Vance and Bohoroquez
Vance explains his research to Maria Bohorquez at an Iowa Space Grant Consortium symposium at Drake University. She is the campus coordinator for the event, which provides a practice for students displaying their research posters.

Vance plans to attend graduate school and plans to conduct research in biorenewables. He said he is honored to be in the spotlight with this research, but is quick to credit many mentors who have helped him achieve it – chief among them Tessonnier. “A very important part of my research is JP’s role in all this,” said Vance. “He’s letting me soak up the limelight, but he’s played a big part. Also my graduate student mentors Radhika Rao (now a postdoctoral researcher at the National Renewable Energy Laboratory) and Elspeth Petersen (who is now a scientist working at the NASA Kennedy Space Station in Cape Canaveral, Florida), who designed the reactor for the project and went a long way in helping me understand the lab work and the world of research. People say I am doing great things, but it is all a function of the mentorship other people have given me.”
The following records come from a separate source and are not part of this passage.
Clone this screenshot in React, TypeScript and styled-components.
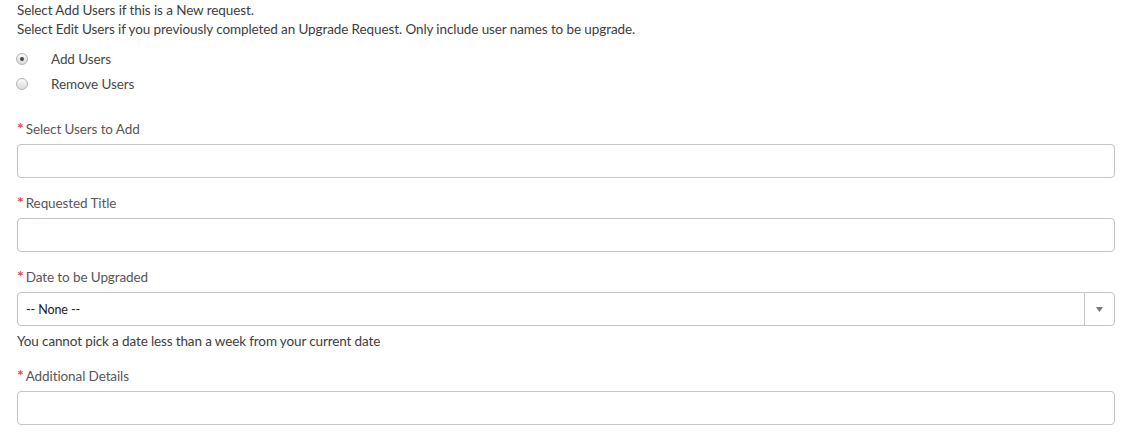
import React, { FC } from 'react';
import styled, { createGlobalStyle } from 'styled-components';

const GlobalStyle = createGlobalStyle`
	html, body {
		margin: 0;
		padding: 0;
		background: #ffffff;
	}
	body {
		font-family: Lato, 'Liberation Sans', sans-serif;
		font-size: 13.5px;
		letter-spacing: -0.1px;
		color: #333333;
	}
`;

const Page = styled.div`
	width: 1098px;
	padding: 0 15px 0 17px;
`;

const Intro = styled.div`
	line-height: 19px;
	color: #3d3d3d;
	padding-top: 1px;
`;

const RadioList = styled.div`
	display: flex;
	flex-direction: column;
	gap: 6px;
	margin: 10px 0 26px;
`;

const RadioRow = styled.label`
	display: flex;
	align-items: center;
	height: 19px;
	color: #474747;
`;

const RadioDot = styled.span<{ checked?: boolean }>`
	position: relative;
	width: 12px;
	height: 12px;
	margin-left: -1px;
	margin-right: 23px;
	border-radius: 50%;
	border: 1px solid #b3b3b3;
	background: linear-gradient(#fafafa, #dadada);
	box-sizing: border-box;
	flex-shrink: 0;

	&::after {
		content: '';
		display: ${({ checked }) => (checked ? 'block' : 'none')};
		position: absolute;
		left: 3px;
		top: 3px;
		width: 4px;
		height: 4px;
		border-radius: 50%;
		background: #474747;
	}
`;

const Group = styled.div`
	margin-bottom: 15px;
`;

const Label = styled.div`
	display: flex;
	align-items: flex-start;
	line-height: 20px;
	margin-bottom: 5px;
	color: #575757;
`;

const Required = styled.span`
	position: relative;
	top: -1px;
	color: #e0474c;
	font-weight: 700;
	margin-right: 2px;
	font-size: 16px;
	line-height: 20px;
`;

const Input = styled.div`
	height: 34px;
	box-sizing: border-box;
	border: 1px solid #c4c4c4;
	border-radius: 4px;
	background: #fff;
`;

const Select = styled.div`
	display: flex;
	height: 34px;
	box-sizing: border-box;
	border: 1px solid #c4c4c4;
	border-radius: 4px;
	background: #fff;
	font-size: 12.5px;
	color: #222222;
`;

const SelectValue = styled.div`
	flex: 1;
	display: flex;
	align-items: center;
	padding-left: 8px;
`;

const SelectArrow = styled.div`
	width: 29px;
	display: flex;
	align-items: center;
	justify-content: center;
	border-left: 1px solid #c4c4c4;
`;

const Help = styled.div`
	line-height: 19px;
	margin-top: 6px;
	color: #3d3d3d;
	letter-spacing: -0.13px;
`;

interface IField {
	label: string;
	children?: React.ReactNode;
}

const Field: FC<IField> = ({ label, children }) => (
	<Group>
		<Label>
			<Required>*</Required>
			{label}
		</Label>
		{children ?? <Input />}
	</Group>
);

const App: FC = () => (
	<>
		<GlobalStyle />
		<Page>
			<Intro>
				<div>Select Add Users if this is a New request.</div>
				<div>
					Select Edit Users if you previously completed an Upgrade Request. Only include user names to be
					upgrade.
				</div>
			</Intro>
			<RadioList>
				<RadioRow>
					<RadioDot checked />
					Add Users
				</RadioRow>
				<RadioRow>
					<RadioDot />
					Remove Users
				</RadioRow>
			</RadioList>
			<Field label="Select Users to Add" />
			<Field label="Requested Title" />
			<Field label="Date to be Upgraded">
				<Select>
					<SelectValue>-- None --</SelectValue>
					<SelectArrow>
						<svg width="7" height="5" viewBox="0 0 7 5">
							<path d="M0 0 H7 L3.5 5 Z" fill="#777" />
						</svg>
					</SelectArrow>
				</Select>
				<Help>You cannot pick a date less than a week from your current date</Help>
			</Field>
			<Field label="Additional Details" />
		</Page>
	</>
);

export default App;
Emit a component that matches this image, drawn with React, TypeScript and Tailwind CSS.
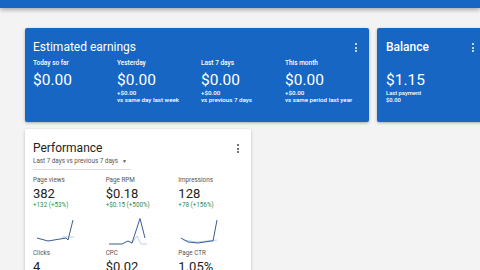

Said Tessonnier: “Brandon is an outstanding student who quickly became a real asset to our group and our NASA-sponsored project. He demonstrated how the thermal conductivity of the catalyst support impacts the selectivity of the CO2 methanation reaction, which is relevant to the production of fuel for manned Mars missions. I am glad that Brandon was selected for the Poster on the Hill conference. He will proudly represent our department and Iowa State.”